Legislative Update for Litigators (and Friends)
By: Anastasia M. McCarthy [email protected]

Dear Readers,
Things have slowed down (slightly) in the New York State Legislature, so this month’s column brings news of a pending bill just introduced at the end of October.  It may be some time before we see it signed into law (and perhaps not even in its current form); nevertheless, it is a bill that has some interesting implications on the restaurant industry.  Also in this issue, we begin to see some rulings on issues arising under the Child Victims Act—recently, out of New York County, the Court engaged in a multifactor examination of a plaintiff’s right to litigate anonymously.

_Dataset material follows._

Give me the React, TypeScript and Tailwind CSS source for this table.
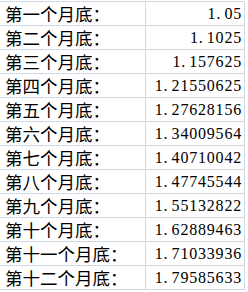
const rows: [string, string][] = [
  ["第一个月底：", "1.05"],
  ["第二个月底：", "1.1025"],
  ["第三个月底：", "1.157625"],
  ["第四个月底：", "1.21550625"],
  ["第五个月底：", "1.27628156"],
  ["第六个月底：", "1.34009564"],
  ["第七个月底：", "1.40710042"],
  ["第八个月底：", "1.47745544"],
  ["第九个月底：", "1.55132822"],
  ["第十个月底：", "1.62889463"],
  ["第十一个月底：", "1.71033936"],
  ["第十二个月底：", "1.79585633"],
];

// spreadsheet number font: half-width digits, period takes a full digit slot
function Num({ value }: { value: string }) {
  const [whole, frac] = value.split(".");
  return (
    <span className="tracking-[0.8px]">
      {whole}
      <span className="inline-block w-[8px]">.</span>
      {frac}
    </span>
  );
}

export default function App() {
  return (
    <div className="h-[292px] w-[248px] overflow-hidden bg-white pt-[1px] text-black">
      <div className="w-[245px] border-t border-[#d0d7e5]">
        {rows.map(([label, value]) => (
          <div key={label} className="flex h-[24px] border-b border-[#d0d7e5]">
            <div className="flex w-[146px] items-center border-r border-[#d0d7e5] pl-[5px] font-['Noto_Sans_CJK_SC',sans-serif] text-[17.5px] leading-none">
              {label}
            </div>
            <div className="flex w-[99px] items-center justify-end border-r border-[#d0d7e5] pr-[2px] font-['Liberation_Serif',serif] text-[16px] leading-none">
              <Num value={value} />
            </div>
          </div>
        ))}
      </div>
    </div>
  );
}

October 28, 2019        THE RIGHT TO REFILL, Senate Bill S. 6813
Introduced and referred to Committee.
The Right to Refill Act was introduced and referred to the N.Y. State Senate Rules committee on October 28th. The Act amends the public health law and prohibits “any food establishment that serves beverages or food in a single-use container” from “refusing a reusable beverage or food container supplied by the customer[.]” 
A “food establishment” is defined by the law as “a public place engaged in the preparation and service on the premises of food and open to the general public.”  A “reusable beverage container” is also expressly defined as “a bottle, mug, cup or other container that is designed and manufactured to hold beverages and is capable of multiple reuse.” Similarly, a “reusable food container” means “containers, bowls, plates, trays, cartons, cups, lids and other items that are designed and manufactured to hold food and capable of multiple reuse."  Receptacles made entirely of aluminum or polystyrene foam coolers and ice chests are expressly exempted from the definition of “disposable food service containers.”
Under the proposed law, employees of a food establishment may reject a container based on their own individual judgment that the receptacle is an improper size, dirty, or made of an improper material.  Employees are also obligated to dispense beverages “in a manner that prevents contact with or the contamination of beverage dispensing equipment” and/or package leftovers “in a manner that prevents contact with, or contamination of, the food-contact surfaces of the food serving equipment.”  
Food service establishments that serve beverages in single-use containers will be obligated to “conspicuously post” signs informing customers that “they are permitted to request the service of beverages in their own reusable containers.” Similarly, establishments serving food will be required to post signs stating that “the packaging of leftovers from partially consumed meals” may be done in the customer’s own reusable food containers.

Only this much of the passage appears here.